As President Biden tries to negotiate a bipartisan compromise on his promised stimulus bill—which he wants Congress to deliver by mid-March—the main battlefield will be how narrowly to target the payments.
A consensus is coalescing around the notion that his original proposal was too broad, sending at least partial payments to married couples earning over $300,000 a year. Now Biden has stepped back from that position, saying at a press conference on Feb. 5 that the stimulus should be structured so “folks making $300,000 don’t get any windfall.”
It isn’t just that millions of taxpayers would be furious over the Treasury’s sending checks to households that earned more than 96% of the country. The larger problem is that such broadly distributed checks would do almost nothing to stimulate the economy.
To see why, look at this snapshot of the U.S. economy today, after some $3 trillion of stimulus.
Pre-pandemic, the U.S. economy had been growing steadily for over a decade, and consumers’ disposable personal income was the highest it had ever been. The first stimulus checks and enhanced unemployment benefits then sent that income rocketing. The monthly totals have since subsided from their peak, but consumers’ disposable personal income in December—when few of the recent $600 stimulus checks had reached recipients—was still a half-trillion dollars greater than it was last February, as the column on the left in the graphic above shows.
Consumers’ savings deposits were also at an all-time high before the pandemic, and they also roared upward after the first stimulus checks went out. Consumers’ savings today are $1.4 trillion greater than they were pre-pandemic (see the graphic’s center column).
Think of those two columns together as a picture of consumer spending power; never in U.S. history has it been anywhere near this great. Now look at the third column: consumer spending.
Spending was at an all-time high just before the pandemic. It plunged in March and April, and by December it still hadn’t recovered. It was almost $400 billion less than it was last February.
Direct government payments to individuals serve two purposes: a humanitarian purpose of supporting people who’ve lost their incomes through no fault of their own, and a more general purpose of stimulating consumer spending—two-thirds of the U.S. economy—to keep businesses running and workers employed. As the charts show, the second purpose is pretty well maxed out. Flooding the economy with unprecedented spending power doesn’t necessarily make consumers spend if they’re afraid to leave home.
Much of the money disbursed in the previous payments was saved rather than spent, and new research from Wharton estimates that 73% of Biden’s original proposal for $1,400 checks would be saved; high-income households are least likely to need the money and most likely to save it. The researchers’ conclusion: “The broad distribution of relief payments in the Biden administration’s proposed plan will flow largely into household savings and will produce only small stimulative effects.”

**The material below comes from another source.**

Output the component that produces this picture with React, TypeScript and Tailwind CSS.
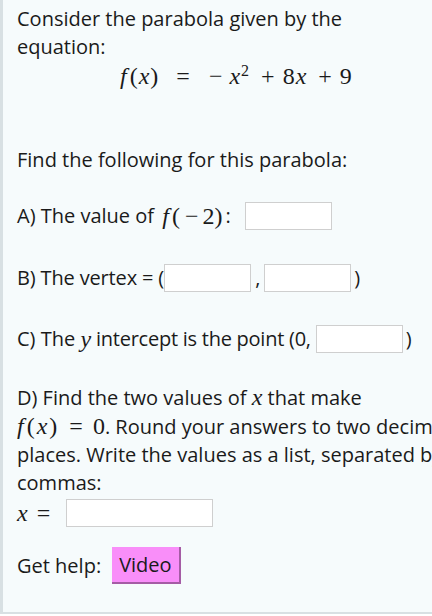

That’s why attention is shifting toward the first purpose of direct payments, the humanitarian purpose. “If the next round of stimulus checks goes out, they should be targeted to those who need it,” Joe Manchin of West Virginia, the most conservative Democratic U.S. senator, said recently. Biden is committed to $1,400 checks, but congressional Democrats are reportedly studying sharp reductions of the income thresholds for recipients, perhaps $100,000 for full payments to married couples. That’s not much more than what some Republican senators have proposed.
Beyond that, the unemployed are the most obvious candidates for help; the final bill will likely include enhanced benefits for them. Children could also be a focus. Congressional Democrats and Republican Sen. Mitt Romney of Utah favor sending some households thousands of dollars a year, indefinitely, for each child under 18.
Both parties now seem to accept the reality that mere dollars from the Treasury can’t juice the economy much; only taming COVID-19 can do that. The next stimulus bill will be more narrowly targeted than previous ones, and the next few weeks will see an intense negotiation over exactly who gets exactly how much.